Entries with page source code
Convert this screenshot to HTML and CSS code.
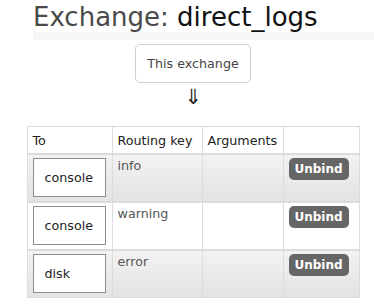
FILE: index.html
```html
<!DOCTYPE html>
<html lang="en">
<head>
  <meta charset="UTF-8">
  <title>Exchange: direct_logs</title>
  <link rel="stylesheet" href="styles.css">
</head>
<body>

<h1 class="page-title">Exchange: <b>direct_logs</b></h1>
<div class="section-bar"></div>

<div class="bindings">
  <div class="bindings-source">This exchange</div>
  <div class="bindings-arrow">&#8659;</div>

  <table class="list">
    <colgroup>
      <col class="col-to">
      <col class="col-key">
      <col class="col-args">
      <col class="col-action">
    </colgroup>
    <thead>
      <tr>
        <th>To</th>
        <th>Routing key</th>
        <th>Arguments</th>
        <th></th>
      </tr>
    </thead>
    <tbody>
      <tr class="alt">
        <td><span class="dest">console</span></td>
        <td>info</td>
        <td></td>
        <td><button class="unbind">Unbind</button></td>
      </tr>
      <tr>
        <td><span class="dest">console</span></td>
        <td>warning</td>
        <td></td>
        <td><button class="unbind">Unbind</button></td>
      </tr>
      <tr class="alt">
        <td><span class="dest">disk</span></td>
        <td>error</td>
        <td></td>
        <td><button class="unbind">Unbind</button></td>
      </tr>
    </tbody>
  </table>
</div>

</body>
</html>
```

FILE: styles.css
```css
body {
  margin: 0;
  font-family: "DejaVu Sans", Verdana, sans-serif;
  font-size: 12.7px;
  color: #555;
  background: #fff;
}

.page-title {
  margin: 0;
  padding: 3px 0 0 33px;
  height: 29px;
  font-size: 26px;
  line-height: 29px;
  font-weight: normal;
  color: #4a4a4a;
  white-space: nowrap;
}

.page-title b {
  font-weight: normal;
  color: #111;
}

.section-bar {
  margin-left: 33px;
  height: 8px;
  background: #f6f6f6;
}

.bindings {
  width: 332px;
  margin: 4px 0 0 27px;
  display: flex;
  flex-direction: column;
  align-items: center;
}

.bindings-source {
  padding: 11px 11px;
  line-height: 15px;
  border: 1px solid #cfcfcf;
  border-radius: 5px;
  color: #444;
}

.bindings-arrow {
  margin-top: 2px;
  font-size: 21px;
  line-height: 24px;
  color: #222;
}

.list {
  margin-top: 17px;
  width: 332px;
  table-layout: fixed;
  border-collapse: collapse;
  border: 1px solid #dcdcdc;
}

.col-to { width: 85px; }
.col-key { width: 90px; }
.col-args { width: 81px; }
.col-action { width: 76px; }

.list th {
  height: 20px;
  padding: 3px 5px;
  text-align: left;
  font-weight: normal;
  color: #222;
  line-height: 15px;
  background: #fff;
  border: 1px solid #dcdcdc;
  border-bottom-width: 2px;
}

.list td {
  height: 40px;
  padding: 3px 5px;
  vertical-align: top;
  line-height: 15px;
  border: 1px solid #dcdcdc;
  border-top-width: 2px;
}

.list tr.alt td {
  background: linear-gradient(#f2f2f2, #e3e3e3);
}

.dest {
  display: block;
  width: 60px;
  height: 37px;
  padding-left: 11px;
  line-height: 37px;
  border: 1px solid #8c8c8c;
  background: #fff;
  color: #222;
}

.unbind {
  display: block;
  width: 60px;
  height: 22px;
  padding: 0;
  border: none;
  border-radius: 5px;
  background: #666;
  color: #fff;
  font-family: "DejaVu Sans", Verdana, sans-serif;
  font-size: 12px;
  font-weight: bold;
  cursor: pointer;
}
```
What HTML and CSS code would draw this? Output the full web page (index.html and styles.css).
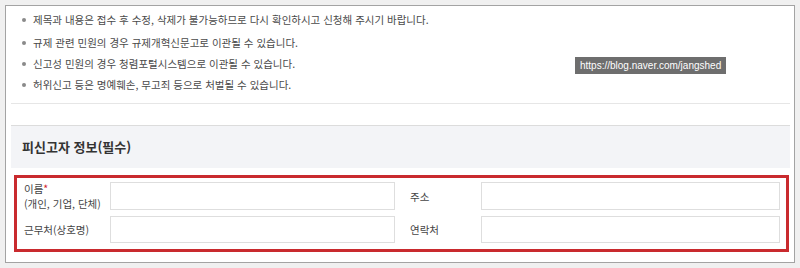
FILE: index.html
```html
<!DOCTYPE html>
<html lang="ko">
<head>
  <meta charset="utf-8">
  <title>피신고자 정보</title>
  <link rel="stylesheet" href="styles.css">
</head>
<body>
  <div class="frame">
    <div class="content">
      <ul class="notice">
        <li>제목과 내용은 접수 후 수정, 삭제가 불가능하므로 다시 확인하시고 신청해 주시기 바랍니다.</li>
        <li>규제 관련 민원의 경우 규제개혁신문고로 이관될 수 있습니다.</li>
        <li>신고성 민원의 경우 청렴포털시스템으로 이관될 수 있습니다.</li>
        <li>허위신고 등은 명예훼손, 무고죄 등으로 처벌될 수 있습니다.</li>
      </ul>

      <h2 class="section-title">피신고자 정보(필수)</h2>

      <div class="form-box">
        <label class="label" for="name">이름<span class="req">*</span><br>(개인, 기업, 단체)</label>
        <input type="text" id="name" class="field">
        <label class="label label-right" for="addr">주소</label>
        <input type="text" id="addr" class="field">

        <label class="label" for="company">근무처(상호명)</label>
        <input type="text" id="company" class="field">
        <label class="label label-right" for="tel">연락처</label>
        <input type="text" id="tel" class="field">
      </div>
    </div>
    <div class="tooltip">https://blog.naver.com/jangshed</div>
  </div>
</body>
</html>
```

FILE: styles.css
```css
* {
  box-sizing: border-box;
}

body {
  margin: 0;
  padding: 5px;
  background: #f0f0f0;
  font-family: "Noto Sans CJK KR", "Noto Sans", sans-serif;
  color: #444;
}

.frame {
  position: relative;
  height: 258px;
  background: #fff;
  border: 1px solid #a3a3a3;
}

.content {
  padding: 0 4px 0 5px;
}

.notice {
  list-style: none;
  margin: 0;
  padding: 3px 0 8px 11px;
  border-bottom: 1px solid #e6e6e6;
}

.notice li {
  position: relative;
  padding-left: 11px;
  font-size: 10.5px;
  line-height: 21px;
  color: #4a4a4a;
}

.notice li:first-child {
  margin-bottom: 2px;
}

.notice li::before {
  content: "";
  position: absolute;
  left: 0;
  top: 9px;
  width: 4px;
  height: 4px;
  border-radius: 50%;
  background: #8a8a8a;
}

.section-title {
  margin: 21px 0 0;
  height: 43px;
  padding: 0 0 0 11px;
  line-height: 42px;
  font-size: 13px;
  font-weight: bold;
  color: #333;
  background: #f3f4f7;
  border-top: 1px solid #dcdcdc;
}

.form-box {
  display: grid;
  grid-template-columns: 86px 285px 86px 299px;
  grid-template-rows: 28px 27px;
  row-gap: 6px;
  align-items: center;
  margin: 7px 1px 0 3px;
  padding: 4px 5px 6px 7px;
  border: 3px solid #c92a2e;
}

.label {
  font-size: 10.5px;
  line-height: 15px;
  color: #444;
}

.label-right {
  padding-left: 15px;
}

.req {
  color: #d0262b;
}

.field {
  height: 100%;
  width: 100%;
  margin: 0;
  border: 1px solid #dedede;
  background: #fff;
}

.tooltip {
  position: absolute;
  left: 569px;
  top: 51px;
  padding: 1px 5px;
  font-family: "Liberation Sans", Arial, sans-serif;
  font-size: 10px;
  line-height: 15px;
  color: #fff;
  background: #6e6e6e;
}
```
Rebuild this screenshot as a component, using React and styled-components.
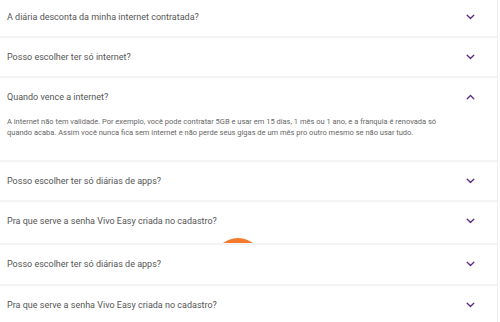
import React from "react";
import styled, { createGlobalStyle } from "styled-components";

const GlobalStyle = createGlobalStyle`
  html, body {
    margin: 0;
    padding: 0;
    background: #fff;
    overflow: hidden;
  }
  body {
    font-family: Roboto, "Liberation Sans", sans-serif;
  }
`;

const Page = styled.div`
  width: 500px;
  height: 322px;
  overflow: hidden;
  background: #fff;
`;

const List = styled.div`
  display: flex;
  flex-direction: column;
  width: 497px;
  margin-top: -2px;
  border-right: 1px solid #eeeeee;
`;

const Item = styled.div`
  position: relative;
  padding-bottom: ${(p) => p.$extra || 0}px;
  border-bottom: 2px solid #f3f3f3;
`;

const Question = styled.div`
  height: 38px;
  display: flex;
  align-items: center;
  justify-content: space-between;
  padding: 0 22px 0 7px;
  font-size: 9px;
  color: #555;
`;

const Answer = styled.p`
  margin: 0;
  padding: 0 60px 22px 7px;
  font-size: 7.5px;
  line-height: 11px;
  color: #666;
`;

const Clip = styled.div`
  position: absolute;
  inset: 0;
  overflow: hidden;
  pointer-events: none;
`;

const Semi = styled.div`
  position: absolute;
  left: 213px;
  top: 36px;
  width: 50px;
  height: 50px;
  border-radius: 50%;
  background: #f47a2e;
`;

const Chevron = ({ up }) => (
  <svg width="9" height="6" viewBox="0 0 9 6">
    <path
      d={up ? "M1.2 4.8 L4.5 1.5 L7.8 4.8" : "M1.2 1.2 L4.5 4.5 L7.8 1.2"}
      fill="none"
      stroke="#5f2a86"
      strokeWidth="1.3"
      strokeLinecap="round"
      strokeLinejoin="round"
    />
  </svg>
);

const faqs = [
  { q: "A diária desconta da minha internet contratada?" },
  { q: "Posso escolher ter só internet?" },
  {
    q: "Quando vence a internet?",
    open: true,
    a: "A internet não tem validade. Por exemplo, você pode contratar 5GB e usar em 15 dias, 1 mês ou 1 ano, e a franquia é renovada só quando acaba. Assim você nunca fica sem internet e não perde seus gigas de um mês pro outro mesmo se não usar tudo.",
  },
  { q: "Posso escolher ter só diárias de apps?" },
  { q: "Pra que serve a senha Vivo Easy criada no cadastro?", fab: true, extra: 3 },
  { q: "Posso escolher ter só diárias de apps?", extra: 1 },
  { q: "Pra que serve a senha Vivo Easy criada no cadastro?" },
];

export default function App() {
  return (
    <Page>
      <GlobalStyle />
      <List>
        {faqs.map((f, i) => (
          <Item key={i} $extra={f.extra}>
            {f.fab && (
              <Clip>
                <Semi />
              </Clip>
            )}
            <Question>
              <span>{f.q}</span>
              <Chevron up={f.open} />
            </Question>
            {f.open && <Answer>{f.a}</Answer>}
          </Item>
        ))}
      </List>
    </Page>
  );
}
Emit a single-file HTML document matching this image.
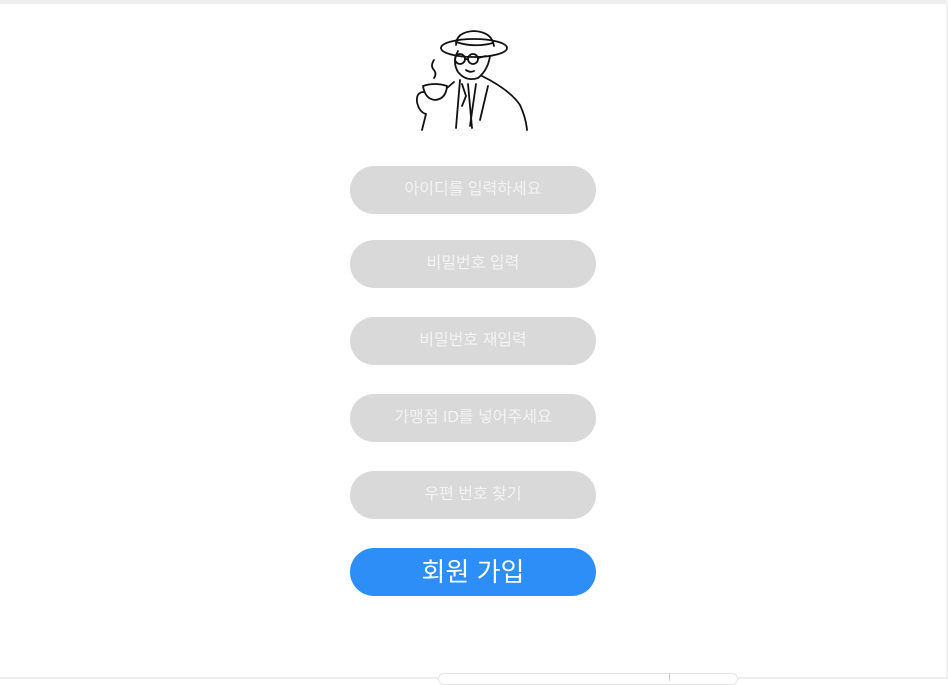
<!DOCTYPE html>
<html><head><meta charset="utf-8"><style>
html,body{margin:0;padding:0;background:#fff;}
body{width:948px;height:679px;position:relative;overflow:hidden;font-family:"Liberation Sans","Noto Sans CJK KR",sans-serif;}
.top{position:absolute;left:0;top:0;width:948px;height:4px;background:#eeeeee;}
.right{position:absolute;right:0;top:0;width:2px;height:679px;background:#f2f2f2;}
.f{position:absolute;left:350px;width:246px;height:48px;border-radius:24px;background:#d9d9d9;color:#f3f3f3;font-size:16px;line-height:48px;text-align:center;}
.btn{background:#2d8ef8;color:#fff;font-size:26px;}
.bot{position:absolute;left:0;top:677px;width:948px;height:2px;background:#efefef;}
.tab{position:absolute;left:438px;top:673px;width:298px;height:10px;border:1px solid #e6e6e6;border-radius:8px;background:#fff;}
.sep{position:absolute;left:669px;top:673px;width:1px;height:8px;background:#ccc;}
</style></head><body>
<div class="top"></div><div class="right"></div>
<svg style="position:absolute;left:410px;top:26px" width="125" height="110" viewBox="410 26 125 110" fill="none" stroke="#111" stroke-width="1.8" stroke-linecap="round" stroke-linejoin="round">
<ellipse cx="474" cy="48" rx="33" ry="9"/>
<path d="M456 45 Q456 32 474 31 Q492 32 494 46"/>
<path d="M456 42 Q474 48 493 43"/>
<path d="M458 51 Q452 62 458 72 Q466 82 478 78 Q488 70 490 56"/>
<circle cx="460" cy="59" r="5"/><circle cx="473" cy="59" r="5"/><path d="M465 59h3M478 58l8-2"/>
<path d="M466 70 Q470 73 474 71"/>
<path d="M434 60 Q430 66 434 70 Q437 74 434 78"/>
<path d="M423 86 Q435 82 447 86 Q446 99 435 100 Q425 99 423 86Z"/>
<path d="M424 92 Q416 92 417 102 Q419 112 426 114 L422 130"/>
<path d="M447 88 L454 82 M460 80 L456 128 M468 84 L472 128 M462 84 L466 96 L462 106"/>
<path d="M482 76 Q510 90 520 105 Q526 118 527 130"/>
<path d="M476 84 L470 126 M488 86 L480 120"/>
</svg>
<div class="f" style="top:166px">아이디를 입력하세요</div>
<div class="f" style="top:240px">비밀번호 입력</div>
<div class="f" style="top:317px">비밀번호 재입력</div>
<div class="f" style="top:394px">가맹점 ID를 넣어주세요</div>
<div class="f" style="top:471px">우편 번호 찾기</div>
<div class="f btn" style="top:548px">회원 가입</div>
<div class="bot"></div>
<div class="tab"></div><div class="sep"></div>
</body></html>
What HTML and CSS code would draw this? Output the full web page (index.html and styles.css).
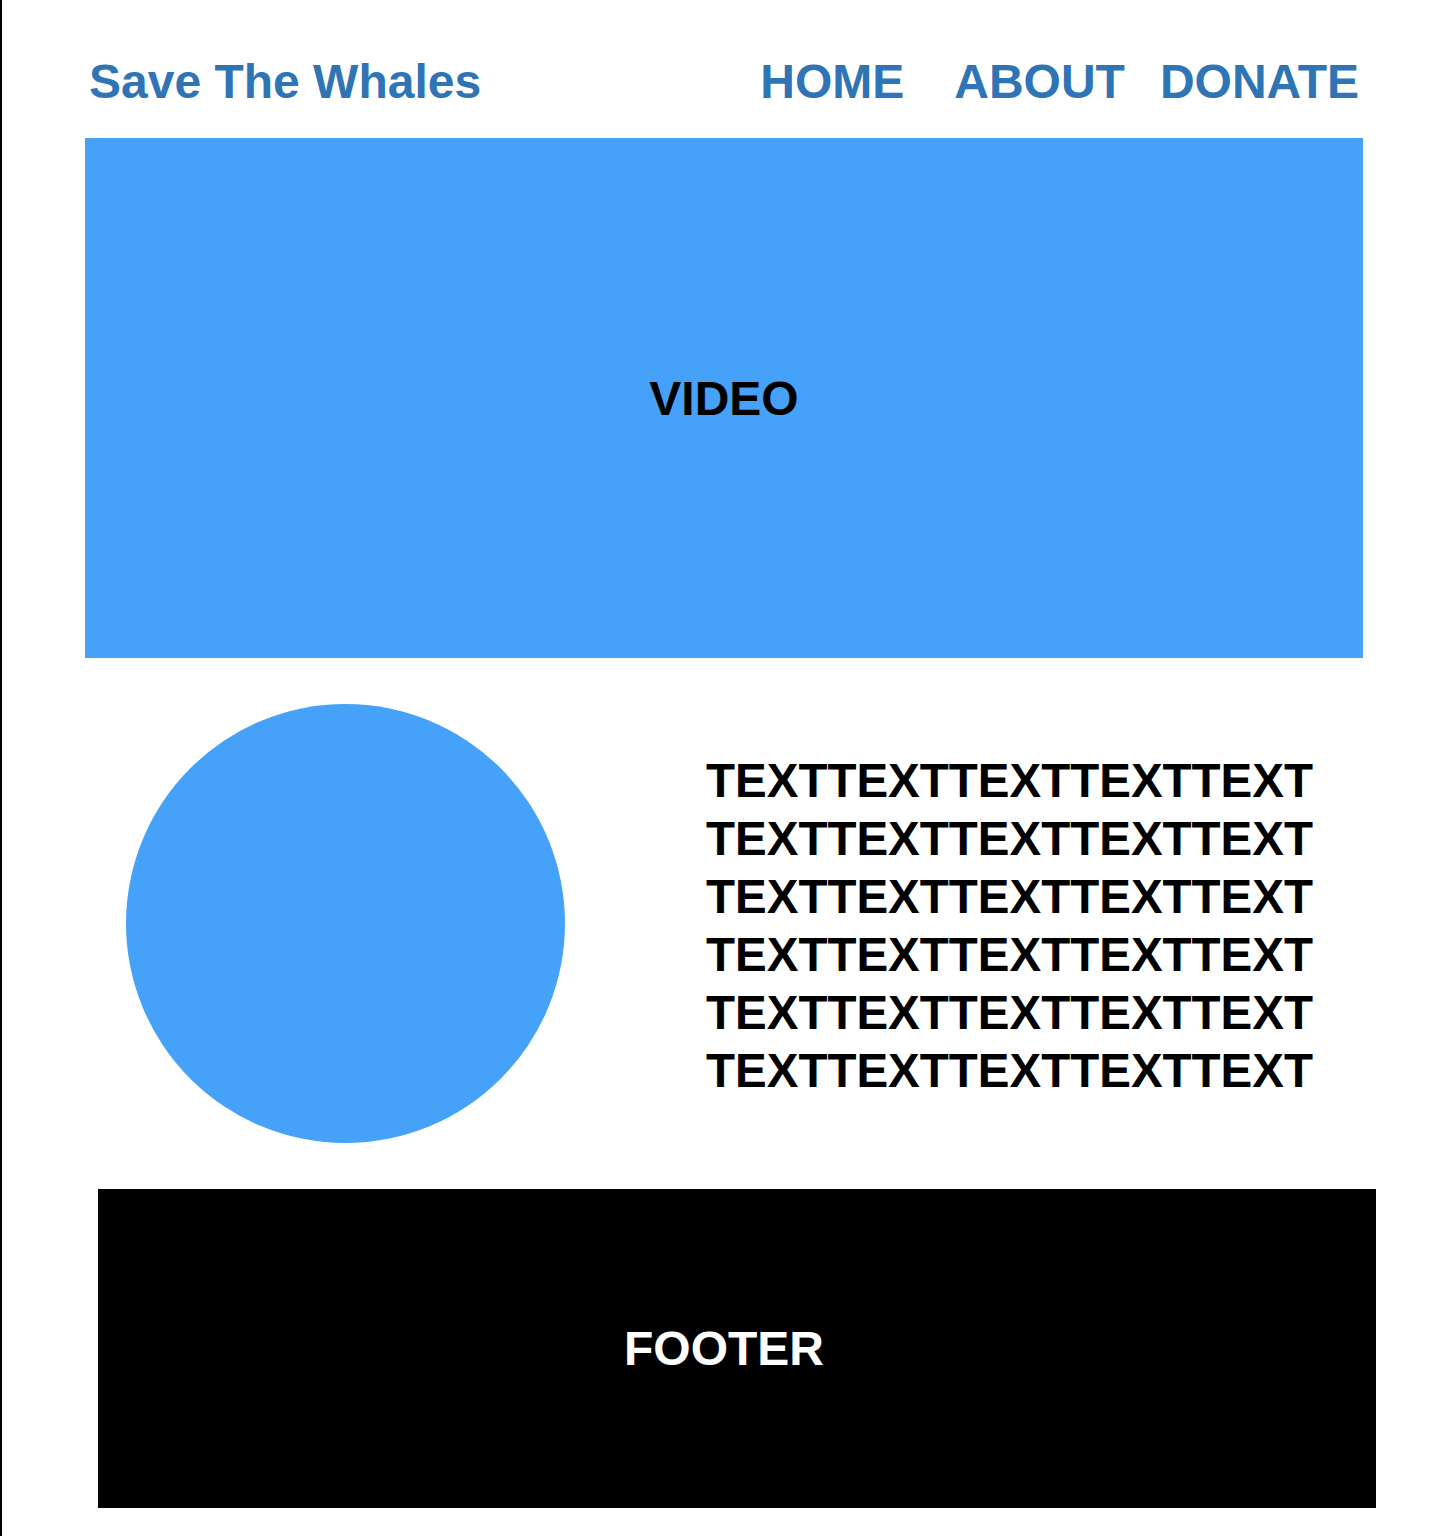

THE PROBLEM - Calculate how many lines of the material include the string "React", and state that number by itself.

OUTPUT BELOW - 2